Selanjutnya dibahas mengenai isu penetapan nilai limit lelang. Dalam praktik pelaksanaan lelang UUHT pada saat lelang pertama dapat diprediksi bahwa lelang
Tidak Ada Penawaran (TAP). Hal ini disebabkan karena penetapan nilai limit ditetapkan
sebesar harga pasar ditambah premium. Agar pelaksanaan lelang dapat optimal,
hendaknya pihak perbankan dalam menetapkan nilai lelang paling tinggi sama
dengan nilai wajar dan paling rendah sama dengan nilai likuidasi, karena yang
dijual lelang adalah objek jaminan yang dilelang bukan jumlah hutang atau nilai
hak tanggungan. “Salah
satu akuntabilitas lelang adalah proses penentuan limit dilakukan secara benar
dan menggunakan metodoligi yang bertanggung jawab”, ungkapnya.

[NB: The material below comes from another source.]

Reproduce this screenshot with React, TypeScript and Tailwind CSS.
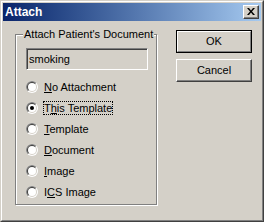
import React from "react";

function Radio({ checked }: { checked?: boolean }) {
  return (
    <svg width="12" height="12" viewBox="0 0 12 12" className="shrink-0">
      <circle cx="6" cy="6" r="6" fill="#ffffff" />
      <path d="M1.757 10.243 A6 6 0 0 1 10.243 1.757 Z" fill="#808080" />
      <circle cx="6" cy="6" r="5" fill="#d4d0c8" />
      <path d="M2.464 9.536 A5 5 0 0 1 9.536 2.464 Z" fill="#404040" />
      <circle cx="6" cy="6" r="4" fill="#ffffff" />
      {checked && <circle cx="6" cy="6" r="2" fill="#000000" />}
    </svg>
  );
}

function RadioRow({
  pre,
  key2,
  post,
  checked,
  focused,
}: {
  pre: string;
  key2: string;
  post: string;
  checked?: boolean;
  focused?: boolean;
}) {
  return (
    <div className="h-[21px] flex items-center pl-[10px]">
      <Radio checked={checked} />
      <span
        className={
          "ml-[5px] leading-[12px] border border-dotted " +
          (focused ? "border-black" : "border-transparent")
        }
      >
        {pre}
        <span className="underline underline-offset-[1px]">{key2}</span>
        {post}
      </span>
    </div>
  );
}

export default function App() {
  return (
    <div className="w-[264px] h-[222px] bg-[#d4d0c8] border border-t-[#d4d0c8] border-l-[#d4d0c8] border-r-[#404040] border-b-[#404040] font-['Liberation_Sans',Arial,sans-serif] text-[11px] text-black">
      <div className="h-full border border-t-white border-l-white border-r-[#808080] border-b-[#808080] p-px flex flex-col">
        <div className="h-[18px] shrink-0 bg-linear-to-r from-[#0a246a] to-[#a6caf0] flex items-center justify-between pl-[2px] pr-[2px]">
          <span className="text-white font-bold text-[12px] leading-[14px]">Attach</span>
          <div className="w-[16px] h-[14px] bg-[#d4d0c8] border border-t-white border-l-white border-r-[#404040] border-b-[#404040] shadow-[inset_-1px_-1px_0_#808080] flex items-center justify-center">
            <svg width="8" height="7" viewBox="0 0 8 7" className="-mt-px">
              <path d="M0 0 L2 0 L4 2.5 L6 0 L8 0 L5 3.5 L8 7 L6 7 L4 4.5 L2 7 L0 7 L3 3.5 Z" fill="#000" />
            </svg>
          </div>
        </div>
        <div className="flex pl-[12px] pt-[9px]">
          <div className="relative mt-[4px] w-[142px] h-[171px] border border-[#808080] shadow-[inset_1px_1px_0_#fff,1px_1px_0_#fff]">
            <span className="absolute left-[7px] top-[-7px] px-px bg-[#d4d0c8] leading-[13px] whitespace-nowrap">
              Attach Patient's Document
            </span>
            <div className="ml-[10px] mt-[13px] w-[122px] h-[22px] border border-t-[#808080] border-l-[#808080] border-r-white border-b-white shadow-[inset_1px_1px_0_#404040] flex items-center pl-[2px]">
              smoking
            </div>
            <div className="mt-[6px] flex flex-col">
              <RadioRow pre="" key2="N" post="o Attachment" />
              <RadioRow pre="T" key2="h" post="is Template" checked focused />
              <RadioRow pre="" key2="T" post="emplate" />
              <RadioRow pre="" key2="D" post="ocument" />
              <RadioRow pre="" key2="I" post="mage" />
              <RadioRow pre="I" key2="C" post="S Image" />
            </div>
          </div>
          <div className="ml-[19px] flex flex-col">
            <div className="w-[76px] h-[23px] border border-black">
              <div className="w-full h-full border border-t-white border-l-white border-r-[#808080] border-b-[#808080] flex items-center justify-center">
                OK
              </div>
            </div>
            <div className="mt-[6px] w-[76px] h-[23px] border border-t-white border-l-white border-r-[#404040] border-b-[#404040] shadow-[inset_-1px_-1px_0_#808080] flex items-center justify-center">
              Cancel
            </div>
          </div>
        </div>
      </div>
    </div>
  );
}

Lebih lanjut Tavianto menyampaikan adanya beberapa masukan dari KPKNL
terkait permohonan pelaksanaan lelang dari pihak BPR yang masih banyak
kendala/masalah. Disampaikan
juga bahwa lelang khususnya lelang eksekusi adalah menjual barang dengan
kondisi apa adanya (as is). Lelang bukan menjual dengan
harga murah tetapi menjual barang apa adanya dengan segala resiko yang ada,” tuturnya. Semoga dengan adanya rencana kegiatan dimaksud semua elemen bisa satu
persepsi dan pelaksanaan lelang bisa optimal dan akuntabel. Rapat pertemuan diakhiri dengan sesi foto bersama. (text:kihi/foto;lelang)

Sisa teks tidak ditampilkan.